• Task objective: Your copy should hold exactly the lines from the one containing "Convert this screenshot" to the one containing "import React from 'react';", inclusive, with no pictures.

• Dataset:
○ ○ ○ ○ ○

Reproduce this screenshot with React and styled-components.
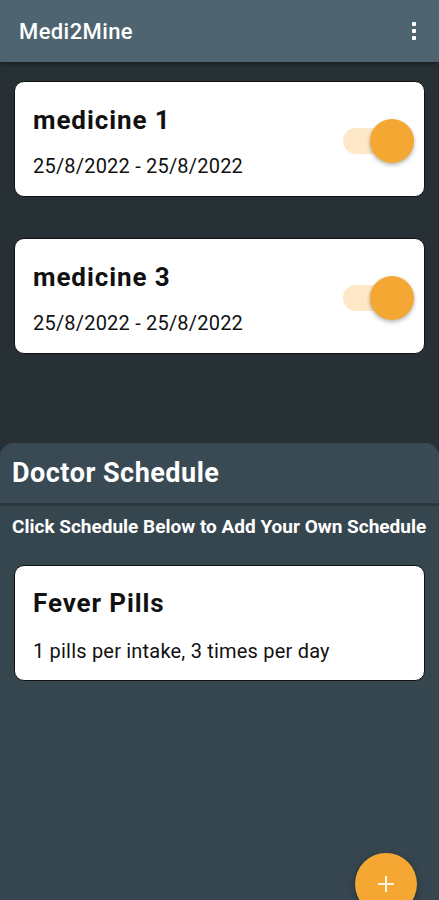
import React, { useState } from "react";
import styled, { createGlobalStyle } from "styled-components";

const GlobalStyle = createGlobalStyle`
  html, body {
    margin: 0;
    padding: 0;
    background: #263035;
  }
  body {
    font-family: Roboto, "Noto Sans", "Liberation Sans", sans-serif;
  }
`;

const Screen = styled.div`
  width: 439px;
  height: 900px;
  display: flex;
  flex-direction: column;
  background: #263035;
  overflow: hidden;
  position: relative;
`;

const AppBar = styled.div`
  height: 62px;
  flex-shrink: 0;
  display: flex;
  align-items: center;
  justify-content: space-between;
  padding: 0 23px 0 19px;
  background: #4e6470;
  box-shadow: 0 2px 4px rgba(0, 0, 0, 0.35);
`;

const AppTitle = styled.div`
  color: #ffffff;
  font-size: 22px;
  font-weight: 500;
  letter-spacing: 0.4px;
`;

const MenuDots = styled.div`
  display: flex;
  flex-direction: column;
  gap: 3px;
  span {
    width: 4px;
    height: 4px;
    background: #ffffff;
    border-radius: 1px;
  }
`;

const MedList = styled.div`
  display: flex;
  flex-direction: column;
  gap: 41px;
  padding: 19px 14px 0 14px;
`;

const Card = styled.div`
  height: 116px;
  box-sizing: border-box;
  background: #ffffff;
  border: 1.5px solid #111;
  border-radius: 10px;
  display: flex;
  align-items: center;
  justify-content: space-between;
  padding: 0 10px 0 18px;
`;

const CardText = styled.div`
  display: flex;
  flex-direction: column;
  gap: ${(p) => p.$gap}px;
  margin-top: 4px;
`;

const CardTitle = styled.div`
  font-size: 26px;
  font-weight: 700;
  letter-spacing: 0.9px;
  line-height: 30px;
  color: #111;
`;

const CardSub = styled.div`
  font-size: 20px;
  line-height: 24px;
  letter-spacing: 0.2px;
  color: #111;
`;

const SwitchWrap = styled.div`
  position: relative;
  width: 71px;
  height: 44px;
  margin-top: 4px;
  cursor: pointer;
`;

const Track = styled.div`
  position: absolute;
  left: 0;
  top: 9px;
  width: 56px;
  height: 26px;
  border-radius: 13px;
  background: ${(p) => (p.$on ? "#fde8c8" : "#d6d6d6")};
`;

const Thumb = styled.div`
  position: absolute;
  top: 0;
  left: ${(p) => (p.$on ? "27px" : "0")};
  width: 44px;
  height: 44px;
  border-radius: 50%;
  background: ${(p) => (p.$on ? "#f4a733" : "#f5f5f5")};
  box-shadow: 0 2px 4px rgba(0, 0, 0, 0.3);
`;

const Panel = styled.div`
  margin-top: 89px;
  flex: 1;
  background: #36464f;
  border-radius: 14px 14px 0 0;
  display: flex;
  flex-direction: column;
`;

const PanelHead = styled.div`
  height: 60px;
  display: flex;
  align-items: center;
  padding: 0 12px;
  background: #394a55;
  border-radius: 14px 14px 0 0;
  border-bottom: 3px solid #2b383f;
`;

const PanelTitle = styled.div`
  color: #ffffff;
  font-size: 27px;
  font-weight: 700;
  letter-spacing: 0.5px;
`;

const PanelHint = styled.div`
  color: #ffffff;
  font-size: 19px;
  line-height: 22px;
  font-weight: 700;
  padding: 10px 12px 0 12px;
  white-space: nowrap;
`;

const PanelBody = styled.div`
  padding: 27px 14px 0 14px;
`;

const Fab = styled.button`
  position: absolute;
  left: 355px;
  top: 853px;
  width: 62px;
  height: 62px;
  border: none;
  border-radius: 50%;
  background: #f4a733;
  box-shadow: 0 2px 6px rgba(0, 0, 0, 0.35);
  display: flex;
  align-items: center;
  justify-content: center;
  padding: 0;
`;

const Toggle = ({ initial }) => {
  const [on, setOn] = useState(initial);
  return (
    <SwitchWrap onClick={() => setOn(!on)}>
      <Track $on={on} />
      <Thumb $on={on} />
    </SwitchWrap>
  );
};

const medicines = [
  { name: "medicine 1", range: "25/8/2022 - 25/8/2022" },
  { name: "medicine 3", range: "25/8/2022 - 25/8/2022" },
];

const App = () => {
  return (
    <Screen>
      <GlobalStyle />
      <AppBar>
        <AppTitle>Medi2Mine</AppTitle>
        <MenuDots>
          <span />
          <span />
          <span />
        </MenuDots>
      </AppBar>
      <MedList>
        {medicines.map((med, index) => (
          <Card key={index}>
            <CardText $gap={19}>
              <CardTitle>{med.name}</CardTitle>
              <CardSub>{med.range}</CardSub>
            </CardText>
            <Toggle initial={true} />
          </Card>
        ))}
      </MedList>
      <Panel>
        <PanelHead>
          <PanelTitle>Doctor Schedule</PanelTitle>
        </PanelHead>
        <PanelHint>Click Schedule Below to Add Your Own Schedule</PanelHint>
        <PanelBody>
          <Card>
            <CardText $gap={21}>
              <CardTitle>Fever Pills</CardTitle>
              <CardSub>1 pills per intake, 3 times per day</CardSub>
            </CardText>
          </Card>
        </PanelBody>
      </Panel>
      <Fab>
        <svg width="18" height="18" viewBox="0 0 18 18">
          <path d="M9 1v16M1 9h16" stroke="#fff4de" strokeWidth="2" />
        </svg>
      </Fab>
    </Screen>
  );
};

export default App;
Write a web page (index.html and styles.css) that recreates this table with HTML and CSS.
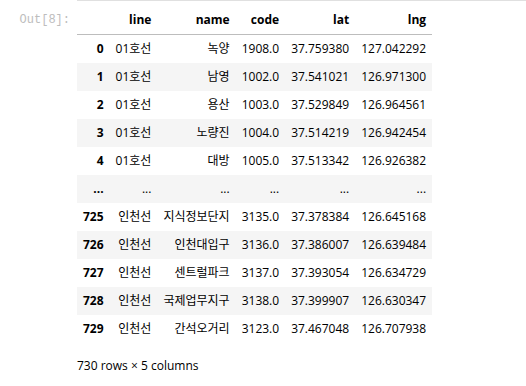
FILE: index.html
```html
<!DOCTYPE html>
<html lang="en">
<head>
    <meta charset="UTF-8">
    <title>Out[8]</title>
    <link rel="stylesheet" href="styles.css">
</head>
<body>

<div class="output">
    <div class="prompt">Out[8]:</div>
    <div class="output-area">
        <table class="dataframe">
            <thead>
                <tr>
                    <th></th>
                    <th>line</th>
                    <th>name</th>
                    <th>code</th>
                    <th>lat</th>
                    <th>lng</th>
                </tr>
            </thead>
            <tbody>
                <tr><th>0</th><td>01호선</td><td>녹양</td><td>1908.0</td><td>37.759380</td><td>127.042292</td></tr>
                <tr><th>1</th><td>01호선</td><td>남영</td><td>1002.0</td><td>37.541021</td><td>126.971300</td></tr>
                <tr><th>2</th><td>01호선</td><td>용산</td><td>1003.0</td><td>37.529849</td><td>126.964561</td></tr>
                <tr><th>3</th><td>01호선</td><td>노량진</td><td>1004.0</td><td>37.514219</td><td>126.942454</td></tr>
                <tr><th>4</th><td>01호선</td><td>대방</td><td>1005.0</td><td>37.513342</td><td>126.926382</td></tr>
                <tr><th>...</th><td>...</td><td>...</td><td>...</td><td>...</td><td>...</td></tr>
                <tr><th>725</th><td>인천선</td><td>지식정보단지</td><td>3135.0</td><td>37.378384</td><td>126.645168</td></tr>
                <tr><th>726</th><td>인천선</td><td>인천대입구</td><td>3136.0</td><td>37.386007</td><td>126.639484</td></tr>
                <tr><th>727</th><td>인천선</td><td>센트럴파크</td><td>3137.0</td><td>37.393054</td><td>126.634729</td></tr>
                <tr><th>728</th><td>인천선</td><td>국제업무지구</td><td>3138.0</td><td>37.399907</td><td>126.630347</td></tr>
                <tr><th>729</th><td>인천선</td><td>간석오거리</td><td>3123.0</td><td>37.467048</td><td>126.707938</td></tr>
            </tbody>
        </table>
        <p class="shape">730 rows × 5 columns</p>
    </div>
</div>

</body>
</html>
```

FILE: styles.css
```css
body {
    font-family: "Open Sans", "Noto Sans CJK KR", sans-serif;
    font-size: 12px;
    color: #000;
    margin: 0;
    background: #fff;
}
.output {
    display: flex;
}
.prompt {
    width: 70px;
    padding-right: 7px;
    padding-top: 12px;
    text-align: right;
    font-family: "Liberation Mono", monospace;
    font-size: 12px;
    line-height: 16px;
    color: #bdbdbd;
}
.output-area {
    flex: 1;
    border-top: 1px solid #e0e0e0;
}
.dataframe {
    border-collapse: collapse;
    border-spacing: 0;
    margin-top: 5px;
}
.dataframe th,
.dataframe td {
    padding: 6px;
    line-height: 16px;
    text-align: right;
    vertical-align: middle;
    white-space: nowrap;
}
.dataframe th {
    font-weight: bold;
}
.dataframe thead th {
    border-bottom: 1px solid #bdbdbd;
}
.dataframe tbody tr:nth-child(even) {
    background: #f5f5f5;
}
.shape {
    margin: 15px 0 0;
    line-height: 16px;
}
```
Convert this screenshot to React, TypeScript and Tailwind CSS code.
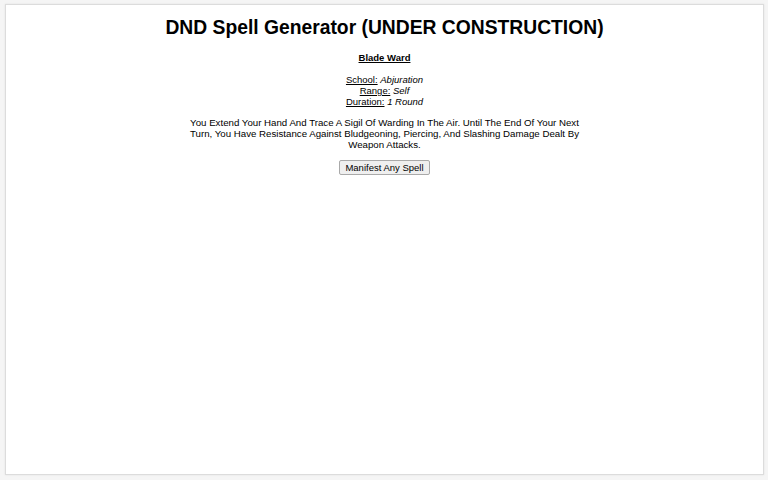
import React from 'react';

const spell = {
  name: 'Blade Ward',
  school: 'Abjuration',
  range: 'Self',
  duration: '1 Round',
  description:
    'you extend your hand and trace a sigil of warding in the air. until the end of your next turn, you have resistance against bludgeoning, piercing, and slashing damage dealt by weapon attacks.',
};

const App: React.FC = () => {
  return (
    <div className="w-[768px] h-[480px] bg-[#f5f5f5] pt-[4px] pl-[5px] pr-[4px] pb-[5px] font-['Liberation_Sans',Arial,sans-serif] text-black">
      <div className="h-full bg-white border border-[#dcdcdc] shadow-[0_0_2px_rgba(0,0,0,0.08)] flex flex-col items-center">
        <h1 className="mt-[11px] text-[19.3px] leading-[24px] font-bold">DND Spell Generator (UNDER CONSTRUCTION)</h1>

        <div className="mt-[12px] flex flex-col items-center text-[9.5px] leading-[11px]">
          <p className="font-bold underline">{spell.name}</p>

          <div className="mt-[11px] flex flex-col items-center">
            <p>
              <span className="underline">School:</span> <em>{spell.school}</em>
            </p>
            <p>
              <span className="underline">Range:</span> <em>{spell.range}</em>
            </p>
            <p>
              <span className="underline">Duration:</span> <em>{spell.duration}</em>
            </p>
          </div>

          <p className="mt-[10px] w-[400px] text-center text-[9.7px] capitalize">{spell.description}</p>

          <button className="mt-[10px] px-[5px] h-[15px] text-[9.5px] leading-[13px] bg-[#efefef] border border-[#a9a9a9] rounded-[2px]">
            Manifest Any Spell
          </button>
        </div>
      </div>
    </div>
  );
};

export default App;
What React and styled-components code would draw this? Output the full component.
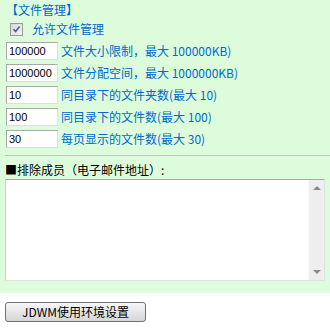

○ ○ ○ ○ ○

• Result of this task:
Convert this screenshot to React, TypeScript and Tailwind CSS code.
import React from 'react';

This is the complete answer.